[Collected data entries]

## Begin

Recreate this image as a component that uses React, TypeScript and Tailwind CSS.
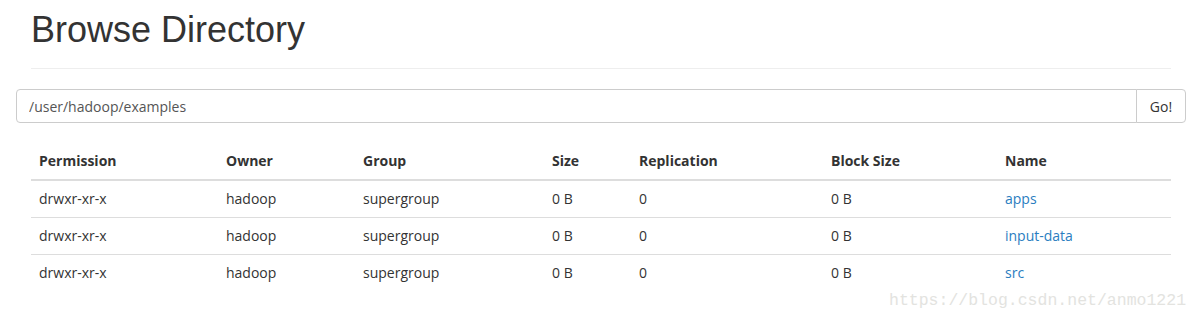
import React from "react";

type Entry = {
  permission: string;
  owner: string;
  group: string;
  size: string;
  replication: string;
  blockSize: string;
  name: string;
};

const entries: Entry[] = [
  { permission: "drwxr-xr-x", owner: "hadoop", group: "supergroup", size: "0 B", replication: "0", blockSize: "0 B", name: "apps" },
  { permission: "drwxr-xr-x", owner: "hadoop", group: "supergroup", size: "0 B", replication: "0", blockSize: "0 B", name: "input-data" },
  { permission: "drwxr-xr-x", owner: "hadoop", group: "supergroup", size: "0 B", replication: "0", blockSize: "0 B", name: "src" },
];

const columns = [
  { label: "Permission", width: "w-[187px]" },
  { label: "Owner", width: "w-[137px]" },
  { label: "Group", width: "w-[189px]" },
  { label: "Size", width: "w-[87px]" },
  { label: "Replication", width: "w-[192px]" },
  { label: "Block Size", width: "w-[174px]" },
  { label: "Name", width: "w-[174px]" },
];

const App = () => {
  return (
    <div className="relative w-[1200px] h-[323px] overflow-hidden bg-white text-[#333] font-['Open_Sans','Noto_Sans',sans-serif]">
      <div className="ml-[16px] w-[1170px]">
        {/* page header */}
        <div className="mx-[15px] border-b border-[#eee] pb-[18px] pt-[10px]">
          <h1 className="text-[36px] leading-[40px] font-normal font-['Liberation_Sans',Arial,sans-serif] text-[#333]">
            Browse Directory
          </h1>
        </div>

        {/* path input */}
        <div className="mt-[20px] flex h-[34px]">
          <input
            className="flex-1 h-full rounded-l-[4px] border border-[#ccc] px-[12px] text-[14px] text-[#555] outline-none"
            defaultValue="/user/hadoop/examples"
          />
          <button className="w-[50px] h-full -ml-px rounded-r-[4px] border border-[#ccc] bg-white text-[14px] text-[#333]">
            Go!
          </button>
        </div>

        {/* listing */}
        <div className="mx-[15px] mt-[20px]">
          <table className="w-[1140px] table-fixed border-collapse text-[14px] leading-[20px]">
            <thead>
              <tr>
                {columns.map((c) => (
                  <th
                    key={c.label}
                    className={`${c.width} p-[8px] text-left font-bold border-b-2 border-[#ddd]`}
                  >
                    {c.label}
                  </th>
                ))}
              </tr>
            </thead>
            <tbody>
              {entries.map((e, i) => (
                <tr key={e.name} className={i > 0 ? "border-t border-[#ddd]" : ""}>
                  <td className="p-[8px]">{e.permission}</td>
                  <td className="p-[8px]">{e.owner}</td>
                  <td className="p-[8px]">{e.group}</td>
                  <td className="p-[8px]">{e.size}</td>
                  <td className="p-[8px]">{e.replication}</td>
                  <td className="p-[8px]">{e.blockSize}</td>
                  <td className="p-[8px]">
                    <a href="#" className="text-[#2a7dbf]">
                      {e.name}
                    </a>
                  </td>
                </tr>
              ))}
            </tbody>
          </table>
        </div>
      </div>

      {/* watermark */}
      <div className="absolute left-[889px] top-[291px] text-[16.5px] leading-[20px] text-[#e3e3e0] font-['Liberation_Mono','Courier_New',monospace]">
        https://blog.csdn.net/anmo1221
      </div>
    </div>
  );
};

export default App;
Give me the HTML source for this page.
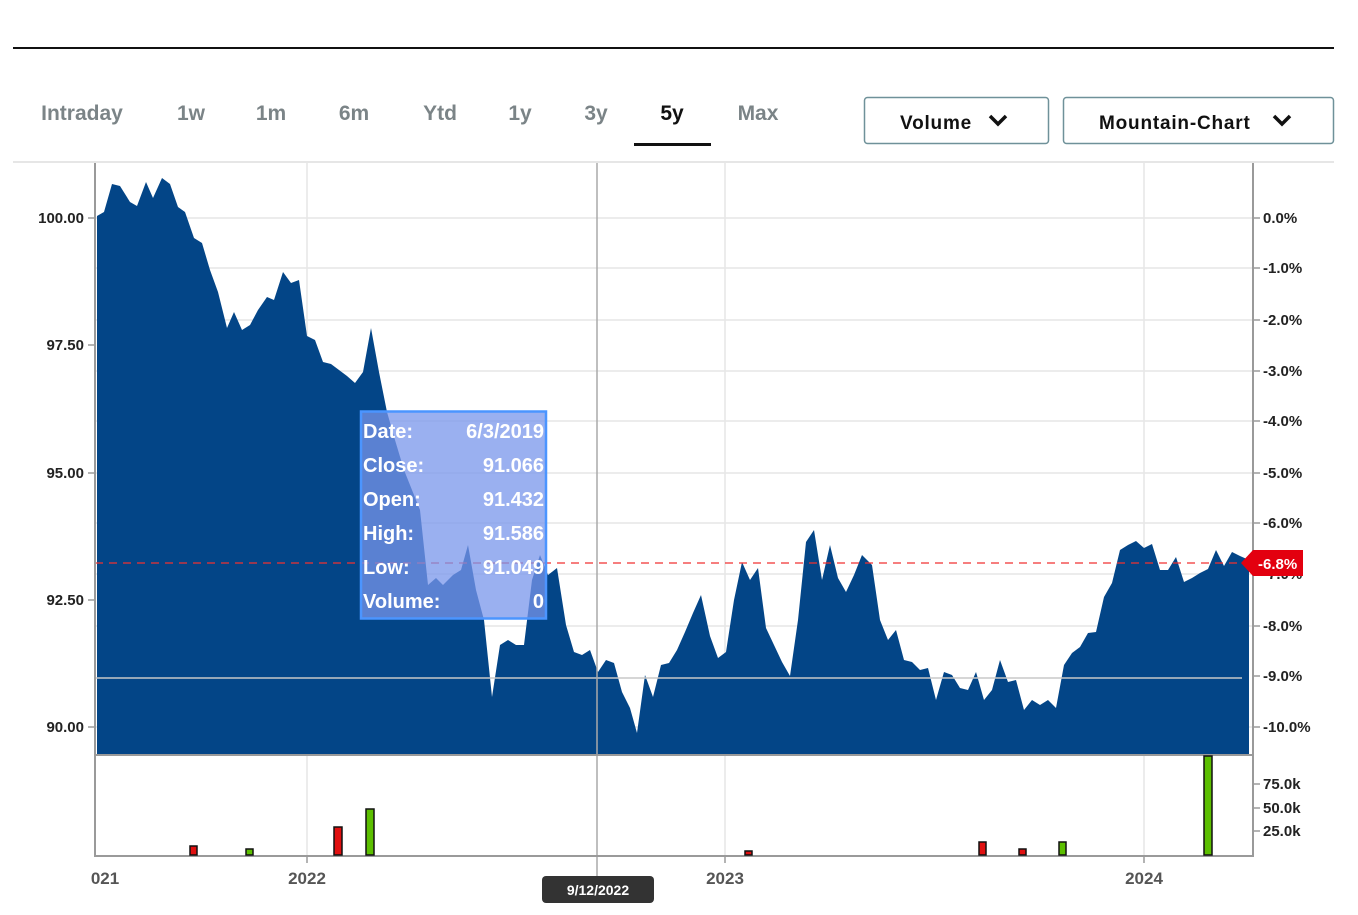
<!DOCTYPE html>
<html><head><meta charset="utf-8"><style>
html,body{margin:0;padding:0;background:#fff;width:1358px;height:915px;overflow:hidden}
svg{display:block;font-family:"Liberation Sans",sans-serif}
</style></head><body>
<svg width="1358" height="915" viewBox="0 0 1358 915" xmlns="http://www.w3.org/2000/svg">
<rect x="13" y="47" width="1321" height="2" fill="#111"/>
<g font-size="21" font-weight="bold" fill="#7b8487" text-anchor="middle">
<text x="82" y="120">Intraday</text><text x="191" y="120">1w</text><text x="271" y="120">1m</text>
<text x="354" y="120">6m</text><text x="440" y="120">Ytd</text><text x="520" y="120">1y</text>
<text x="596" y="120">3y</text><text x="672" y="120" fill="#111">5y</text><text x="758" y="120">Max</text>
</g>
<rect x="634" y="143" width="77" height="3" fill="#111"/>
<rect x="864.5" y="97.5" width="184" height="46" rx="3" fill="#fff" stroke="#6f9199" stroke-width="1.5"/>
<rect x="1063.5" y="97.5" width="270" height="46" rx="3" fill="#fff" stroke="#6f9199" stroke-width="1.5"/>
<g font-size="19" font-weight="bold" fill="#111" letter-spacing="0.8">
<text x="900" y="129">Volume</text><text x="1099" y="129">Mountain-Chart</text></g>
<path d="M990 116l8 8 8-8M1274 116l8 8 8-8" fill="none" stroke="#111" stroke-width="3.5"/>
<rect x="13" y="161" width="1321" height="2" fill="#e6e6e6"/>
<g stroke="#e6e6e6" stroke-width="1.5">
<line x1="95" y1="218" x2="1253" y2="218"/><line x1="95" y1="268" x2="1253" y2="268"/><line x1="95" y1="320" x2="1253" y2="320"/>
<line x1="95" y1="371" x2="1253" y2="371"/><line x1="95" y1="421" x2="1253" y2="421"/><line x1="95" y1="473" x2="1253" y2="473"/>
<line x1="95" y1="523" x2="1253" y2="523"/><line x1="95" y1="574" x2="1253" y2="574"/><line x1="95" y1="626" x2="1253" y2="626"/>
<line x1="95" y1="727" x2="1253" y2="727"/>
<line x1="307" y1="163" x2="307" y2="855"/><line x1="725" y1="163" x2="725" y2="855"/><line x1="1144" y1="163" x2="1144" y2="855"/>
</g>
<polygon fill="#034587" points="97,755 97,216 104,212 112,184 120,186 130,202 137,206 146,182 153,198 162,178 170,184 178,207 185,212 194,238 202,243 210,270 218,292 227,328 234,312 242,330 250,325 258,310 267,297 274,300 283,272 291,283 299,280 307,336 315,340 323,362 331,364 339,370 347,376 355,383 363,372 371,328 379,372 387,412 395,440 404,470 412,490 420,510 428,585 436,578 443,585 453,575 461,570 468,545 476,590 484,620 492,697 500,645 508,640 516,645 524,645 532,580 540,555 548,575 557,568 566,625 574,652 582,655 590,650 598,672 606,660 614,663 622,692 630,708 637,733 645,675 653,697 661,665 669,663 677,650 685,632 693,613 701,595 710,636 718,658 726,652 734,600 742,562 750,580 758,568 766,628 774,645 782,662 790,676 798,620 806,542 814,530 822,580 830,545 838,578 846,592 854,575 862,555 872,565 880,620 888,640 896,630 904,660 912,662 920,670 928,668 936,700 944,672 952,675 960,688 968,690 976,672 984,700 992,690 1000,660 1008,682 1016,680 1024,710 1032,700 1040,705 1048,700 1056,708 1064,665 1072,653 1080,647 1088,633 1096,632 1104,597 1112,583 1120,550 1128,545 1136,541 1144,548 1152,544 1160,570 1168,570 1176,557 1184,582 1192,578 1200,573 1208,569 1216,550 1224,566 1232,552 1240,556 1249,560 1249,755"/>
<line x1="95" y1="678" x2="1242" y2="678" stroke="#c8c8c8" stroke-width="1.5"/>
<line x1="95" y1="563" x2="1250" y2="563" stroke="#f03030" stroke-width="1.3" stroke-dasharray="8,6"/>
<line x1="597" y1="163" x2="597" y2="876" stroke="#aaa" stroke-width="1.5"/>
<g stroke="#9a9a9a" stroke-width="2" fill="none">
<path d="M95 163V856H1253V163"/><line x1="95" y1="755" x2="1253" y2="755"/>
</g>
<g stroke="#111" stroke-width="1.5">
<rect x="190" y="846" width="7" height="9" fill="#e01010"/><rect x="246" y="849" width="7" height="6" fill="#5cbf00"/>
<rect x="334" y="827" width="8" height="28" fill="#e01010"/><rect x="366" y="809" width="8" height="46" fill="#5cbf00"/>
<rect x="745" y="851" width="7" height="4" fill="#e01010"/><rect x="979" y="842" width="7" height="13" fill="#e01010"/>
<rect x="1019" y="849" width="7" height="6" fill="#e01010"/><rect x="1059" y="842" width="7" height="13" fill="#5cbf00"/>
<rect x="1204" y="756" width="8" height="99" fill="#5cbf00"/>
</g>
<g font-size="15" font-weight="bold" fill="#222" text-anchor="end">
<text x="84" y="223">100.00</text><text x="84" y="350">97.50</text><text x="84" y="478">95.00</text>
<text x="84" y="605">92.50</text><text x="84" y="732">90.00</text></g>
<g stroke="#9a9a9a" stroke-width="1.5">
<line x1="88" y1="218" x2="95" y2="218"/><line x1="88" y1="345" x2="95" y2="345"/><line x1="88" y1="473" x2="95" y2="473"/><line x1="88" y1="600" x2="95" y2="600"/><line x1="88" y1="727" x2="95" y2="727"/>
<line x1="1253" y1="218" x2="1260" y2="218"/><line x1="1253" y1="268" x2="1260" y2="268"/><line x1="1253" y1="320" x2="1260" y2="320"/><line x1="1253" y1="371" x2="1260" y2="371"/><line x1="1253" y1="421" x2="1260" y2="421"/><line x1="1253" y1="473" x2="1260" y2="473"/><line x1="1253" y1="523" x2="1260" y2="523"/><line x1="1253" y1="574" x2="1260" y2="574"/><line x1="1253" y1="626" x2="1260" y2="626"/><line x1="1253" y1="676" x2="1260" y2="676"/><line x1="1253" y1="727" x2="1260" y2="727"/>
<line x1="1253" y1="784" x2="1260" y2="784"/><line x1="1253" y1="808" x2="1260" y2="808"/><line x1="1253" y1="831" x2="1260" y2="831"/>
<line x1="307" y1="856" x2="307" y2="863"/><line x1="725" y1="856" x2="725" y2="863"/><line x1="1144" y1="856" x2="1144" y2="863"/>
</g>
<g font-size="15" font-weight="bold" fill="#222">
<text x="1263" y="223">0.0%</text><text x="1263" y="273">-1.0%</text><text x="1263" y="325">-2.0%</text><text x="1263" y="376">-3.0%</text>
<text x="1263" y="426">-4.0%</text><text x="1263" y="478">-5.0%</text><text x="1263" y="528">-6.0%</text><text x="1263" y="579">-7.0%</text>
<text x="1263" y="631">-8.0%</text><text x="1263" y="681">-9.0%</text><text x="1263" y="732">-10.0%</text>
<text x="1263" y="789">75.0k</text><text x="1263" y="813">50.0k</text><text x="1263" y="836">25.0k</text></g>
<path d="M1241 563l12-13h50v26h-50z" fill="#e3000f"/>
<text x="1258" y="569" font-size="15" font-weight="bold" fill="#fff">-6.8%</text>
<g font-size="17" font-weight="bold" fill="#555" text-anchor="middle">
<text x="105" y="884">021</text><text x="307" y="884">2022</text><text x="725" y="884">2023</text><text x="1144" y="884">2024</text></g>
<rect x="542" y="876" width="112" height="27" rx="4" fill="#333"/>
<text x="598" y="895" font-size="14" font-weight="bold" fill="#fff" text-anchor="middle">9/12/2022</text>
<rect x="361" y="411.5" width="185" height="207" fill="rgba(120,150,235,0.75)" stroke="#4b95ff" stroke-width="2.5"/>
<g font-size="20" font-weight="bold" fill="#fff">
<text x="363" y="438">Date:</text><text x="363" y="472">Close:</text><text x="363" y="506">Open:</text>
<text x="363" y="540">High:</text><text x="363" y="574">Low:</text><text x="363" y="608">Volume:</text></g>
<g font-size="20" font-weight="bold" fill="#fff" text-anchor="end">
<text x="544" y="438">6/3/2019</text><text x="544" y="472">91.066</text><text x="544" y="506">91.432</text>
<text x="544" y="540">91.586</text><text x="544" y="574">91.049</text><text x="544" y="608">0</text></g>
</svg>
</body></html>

## End

▶ _Exercise_:
Extract from the data every line where "this" shows up.

▶ _The output_:
Recreate this image as a component that uses React, TypeScript and Tailwind CSS.
Give me the HTML source for this page.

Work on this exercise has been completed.